Keywords

1 Introduction

With the increase of water consumption in cities and towns, the harmless and resourceful treatment of domestic sewage can effectively reduce pollution and improve the utilization of water resources. Urban sewage treatment plant and the corresponding pipeline network construction investment is huge, and sewage treatment system has gradually changed from large-scale centralized to small-scale decentralized, in which integrated sewage treatment equipment has been widely applied and developed. The main structure of the integrated sewage treatment equipment is the water tank, which is divided into several sewage treatment areas inside the tank and arranged with the corresponding sewage treatment equipment. The steel plate tank has the advantages of high strength, light weight, easy construction, easy maintenance, etc. It is suitable for temporary integrated sewage treatment equipment [1].

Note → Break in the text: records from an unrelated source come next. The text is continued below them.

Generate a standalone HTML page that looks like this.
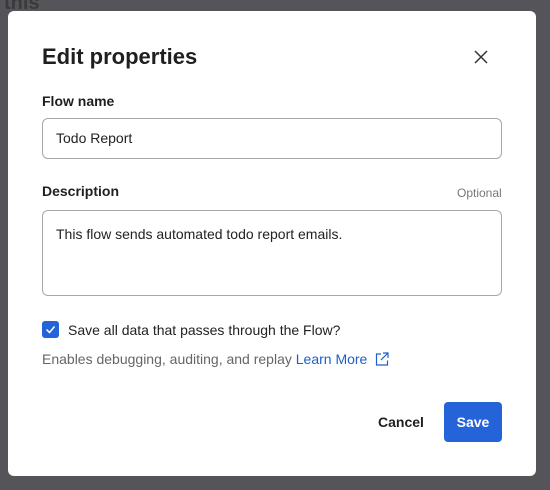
<!DOCTYPE html>
<html><head><style>
html,body{margin:0;padding:0;width:550px;height:490px;overflow:hidden;background:#555559;font-family:"Liberation Sans",sans-serif;}
.bgtext{position:absolute;left:4px;top:-8px;font-size:20px;font-weight:bold;color:#3a3a3d;}
.modal{position:absolute;left:8px;top:11px;width:528px;height:465px;background:#fff;border-radius:6px;}
.abs{position:absolute;}
h1{position:absolute;left:34px;top:33px;margin:0;font-size:22px;font-weight:bold;color:#1f1f1f;}
.label{font-size:14px;font-weight:bold;color:#1f1f1f;}
.input{position:absolute;left:34px;width:460px;border:1px solid #a8a8a8;border-radius:6px;box-sizing:border-box;font-size:14px;color:#222;padding-left:13px;}
</style></head><body>
<div class="bgtext">this</div>
<div class="modal">
<h1>Edit properties</h1>
<svg class="abs" style="left:465px;top:38px" width="16" height="16" viewBox="0 0 16 16"><path d="M2 2L14 14M14 2L2 14" stroke="#333" stroke-width="1.5"/></svg>
<div class="abs label" style="left:34px;top:82px">Flow name</div>
<div class="input" style="top:107px;height:41px;line-height:39px">Todo Report</div>
<div class="abs label" style="left:34px;top:172px">Description</div>
<div class="abs" style="left:449px;top:175px;font-size:12px;color:#777">Optional</div>
<div class="input" style="top:199px;height:86px;padding-top:15px">This flow sends automated todo report emails.</div>
<div class="abs" style="left:34px;top:310px;width:17px;height:17px;background:#2563d9;border-radius:3px"><svg width="17" height="17" viewBox="0 0 17 17"><path d="M4.5 8.5L7.5 11.5L12.5 5.5" stroke="#fff" stroke-width="1.5" fill="none"/></svg></div>
<div class="abs" style="left:60px;top:311px;font-size:14px;color:#222">Save all data that passes through the Flow?</div>
<div class="abs" style="left:34px;top:340px;font-size:14px;color:#666">Enables debugging, auditing, and replay <span style="color:#1f5fc9">Learn More</span></div>
<svg class="abs" style="left:366px;top:340px" width="16" height="16" viewBox="0 0 16 16"><path d="M7 3H2.5V14H13.5V9.5M9 2H14V7M14 2L7 9" stroke="#1f5fc9" stroke-width="1.2" fill="none"/></svg>
<div class="abs" style="left:370px;top:403px;font-size:14px;font-weight:bold;color:#1f1f1f">Cancel</div>
<div class="abs" style="left:436px;top:391px;width:58px;height:40px;background:#2563d9;border-radius:4px;color:#fff;font-size:14px;font-weight:bold;text-align:center;line-height:40px">Save</div>
</div>
</body></html>
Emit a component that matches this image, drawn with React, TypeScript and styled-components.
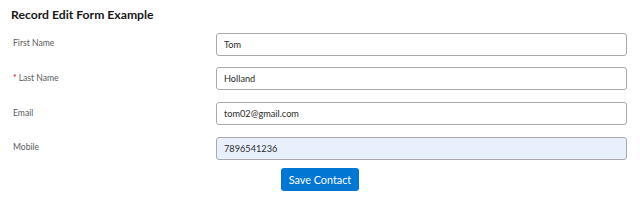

At present, there is no special specification for the design and manufacture of steel plate water tank, the manufacturer is mostly designed and manufactured according to experience, although some practical engineering problems can be solved, but the bearing capacity of the steel plate water tank, the mechanical response of each part of the tank under load, the possible failure mode of the tank and the overall and local structural analysis and design of the tank are not thoroughly studied. In this paper, the mechanical properties of the steel plate water tank under the state of stress are analyzed by finite element calculation. The structural design criterion of steel plate water tank is proposed, and based on this criterion, the structural design of the steel plate water tank used in integrated wastewater treatment equipment is carried out to verify the safety of the tank structure [2].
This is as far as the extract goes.